Exercise requirements
Your task is to transcribe all of the data below exactly, omitting the images.

Data extract
==========
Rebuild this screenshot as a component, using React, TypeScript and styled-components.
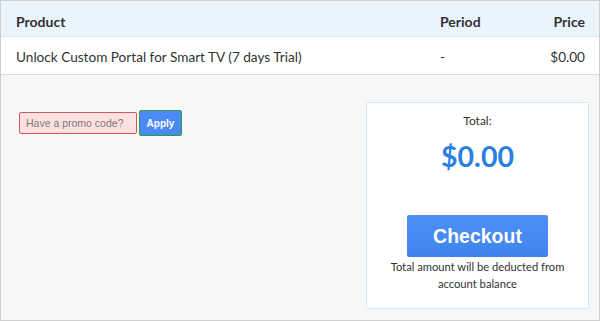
import styled, { createGlobalStyle } from "styled-components";

const GlobalStyle = createGlobalStyle`
  html, body {
    margin: 0;
    padding: 0;
    background: #ffffff;
  }
  * {
    box-sizing: border-box;
  }
`;

const Frame = styled.div`
  width: 600px;
  height: 321px;
  border: 1px solid #cfcfcf;
  background: #f7f7f7;
  display: flex;
  flex-direction: column;
  font-family: "Lato", "Liberation Sans", sans-serif;
  color: #333333;
`;

const Row = styled.div<{ $head?: boolean }>`
  display: grid;
  grid-template-columns: 1fr 92px 53px;
  align-items: center;
  padding: ${(p) => (p.$head ? "5px" : "3px")} 14px 0 15px;
  height: ${(p) => (p.$head ? "36px" : "38px")};
  background: ${(p) => (p.$head ? "#eaf4fd" : "#ffffff")};
  border-bottom: 1px solid ${(p) => (p.$head ? "#d7e8f8" : "#dcdcdc")};
  font-size: ${(p) => (p.$head ? "14px" : "13.6px")};
  font-weight: ${(p) => (p.$head ? 700 : 400)};
`;

const Cell = styled.div<{ $right?: boolean }>`
  text-align: ${(p) => (p.$right ? "right" : "left")};
  white-space: nowrap;
`;

const Body = styled.div`
  flex: 1;
  display: flex;
  justify-content: space-between;
  align-items: flex-start;
  padding: 27px 10px 11px 18px;
`;

const PromoForm = styled.form`
  display: flex;
  align-items: center;
  gap: 2px;
  margin-top: 8px;
`;

const PromoInput = styled.input`
  width: 118px;
  height: 22px;
  padding: 0 6px;
  border: 1px solid #cf5a5a;
  border-radius: 2px;
  background: #fde0e0;
  font-family: "Liberation Sans", Arial, sans-serif;
  font-size: 10.5px;
  color: #555555;
  outline: none;
  &::placeholder {
    color: #7a7a7a;
  }
`;

const ApplyButton = styled.button`
  height: 26px;
  width: 43px;
  padding: 0;
  border: 1px solid #2f9d48;
  border-radius: 2px;
  background: #4a8af4;
  color: #ffffff;
  font-family: "Liberation Sans", Arial, sans-serif;
  font-size: 10px;
  font-weight: 700;
`;

const TotalCard = styled.div`
  width: 223px;
  height: 207px;
  background: #ffffff;
  border: 1px solid #d8e8f9;
  border-radius: 2px;
  display: flex;
  flex-direction: column;
  align-items: center;
  padding-top: 9px;
`;

const TotalLabel = styled.div`
  font-size: 12px;
  line-height: 17px;
`;

const Amount = styled.div`
  margin-top: 10px;
  font-size: 28.5px;
  line-height: 34px;
  font-weight: 700;
  color: #2a7fe1;
`;

const CheckoutButton = styled.button`
  margin-top: 42px;
  width: 141px;
  height: 42px;
  border: none;
  border-radius: 2px;
  background: linear-gradient(#4d91f6, #3f83ee);
  color: #ffffff;
  font-family: "Liberation Sans", Arial, sans-serif;
  font-size: 19.5px;
  font-weight: 700;
`;

const Note = styled.p`
  margin: 1px 0 0;
  font-size: 11.2px;
  line-height: 17px;
  text-align: center;
  width: 200px;
`;

export default function App() {
  return (
    <>
      <GlobalStyle />
      <Frame>
        <Row $head>
          <Cell>Product</Cell>
          <Cell>Period</Cell>
          <Cell $right>Price</Cell>
        </Row>
        <Row>
          <Cell>Unlock Custom Portal for Smart TV (7 days Trial)</Cell>
          <Cell>-</Cell>
          <Cell $right>$0.00</Cell>
        </Row>
        <Body>
          <PromoForm onSubmit={(e) => e.preventDefault()}>
            <PromoInput placeholder="Have a promo code?" />
            <ApplyButton type="submit">Apply</ApplyButton>
          </PromoForm>
          <TotalCard>
            <TotalLabel>Total:</TotalLabel>
            <Amount>$0.00</Amount>
            <CheckoutButton>Checkout</CheckoutButton>
            <Note>Total amount will be deducted from account balance</Note>
          </TotalCard>
        </Body>
      </Frame>
    </>
  );
}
==========
Solution for this exercise
Rebuild this screenshot as a component, using React, TypeScript and styled-components.
import styled, { createGlobalStyle } from "styled-components";

const GlobalStyle = createGlobalStyle`
  html, body {
    margin: 0;
    padding: 0;
    background: #ffffff;
  }
  * {
    box-sizing: border-box;
  }
`;

const Frame = styled.div`
  width: 600px;
  height: 321px;
  border: 1px solid #cfcfcf;
  background: #f7f7f7;
  display: flex;
  flex-direction: column;
  font-family: "Lato", "Liberation Sans", sans-serif;
  color: #333333;
`;

const Row = styled.div<{ $head?: boolean }>`
  display: grid;
  grid-template-columns: 1fr 92px 53px;
  align-items: center;
  padding: ${(p) => (p.$head ? "5px" : "3px")} 14px 0 15px;
  height: ${(p) => (p.$head ? "36px" : "38px")};
  background: ${(p) => (p.$head ? "#eaf4fd" : "#ffffff")};
  border-bottom: 1px solid ${(p) => (p.$head ? "#d7e8f8" : "#dcdcdc")};
  font-size: ${(p) => (p.$head ? "14px" : "13.6px")};
  font-weight: ${(p) => (p.$head ? 700 : 400)};
`;

const Cell = styled.div<{ $right?: boolean }>`
  text-align: ${(p) => (p.$right ? "right" : "left")};
  white-space: nowrap;
`;

const Body = styled.div`
  flex: 1;
  display: flex;
  justify-content: space-between;
  align-items: flex-start;
  padding: 27px 10px 11px 18px;
`;

const PromoForm = styled.form`
  display: flex;
  align-items: center;
  gap: 2px;
  margin-top: 8px;
`;

const PromoInput = styled.input`
  width: 118px;
  height: 22px;
  padding: 0 6px;
  border: 1px solid #cf5a5a;
  border-radius: 2px;
  background: #fde0e0;
  font-family: "Liberation Sans", Arial, sans-serif;
  font-size: 10.5px;
  color: #555555;
  outline: none;
  &::placeholder {
    color: #7a7a7a;
  }
`;

const ApplyButton = styled.button`
  height: 26px;
  width: 43px;
  padding: 0;
  border: 1px solid #2f9d48;
  border-radius: 2px;
  background: #4a8af4;
  color: #ffffff;
  font-family: "Liberation Sans", Arial, sans-serif;
  font-size: 10px;
  font-weight: 700;
`;

const TotalCard = styled.div`
  width: 223px;
  height: 207px;
  background: #ffffff;
  border: 1px solid #d8e8f9;
  border-radius: 2px;
  display: flex;
  flex-direction: column;
  align-items: center;
  padding-top: 9px;
`;

const TotalLabel = styled.div`
  font-size: 12px;
  line-height: 17px;
`;

const Amount = styled.div`
  margin-top: 10px;
  font-size: 28.5px;
  line-height: 34px;
  font-weight: 700;
  color: #2a7fe1;
`;

const CheckoutButton = styled.button`
  margin-top: 42px;
  width: 141px;
  height: 42px;
  border: none;
  border-radius: 2px;
  background: linear-gradient(#4d91f6, #3f83ee);
  color: #ffffff;
  font-family: "Liberation Sans", Arial, sans-serif;
  font-size: 19.5px;
  font-weight: 700;
`;

const Note = styled.p`
  margin: 1px 0 0;
  font-size: 11.2px;
  line-height: 17px;
  text-align: center;
  width: 200px;
`;

export default function App() {
  return (
    <>
      <GlobalStyle />
      <Frame>
        <Row $head>
          <Cell>Product</Cell>
          <Cell>Period</Cell>
          <Cell $right>Price</Cell>
        </Row>
        <Row>
          <Cell>Unlock Custom Portal for Smart TV (7 days Trial)</Cell>
          <Cell>-</Cell>
          <Cell $right>$0.00</Cell>
        </Row>
        <Body>
          <PromoForm onSubmit={(e) => e.preventDefault()}>
            <PromoInput placeholder="Have a promo code?" />
            <ApplyButton type="submit">Apply</ApplyButton>
          </PromoForm>
          <TotalCard>
            <TotalLabel>Total:</TotalLabel>
            <Amount>$0.00</Amount>
            <CheckoutButton>Checkout</CheckoutButton>
            <Note>Total amount will be deducted from account balance</Note>
          </TotalCard>
        </Body>
      </Frame>
    </>
  );
}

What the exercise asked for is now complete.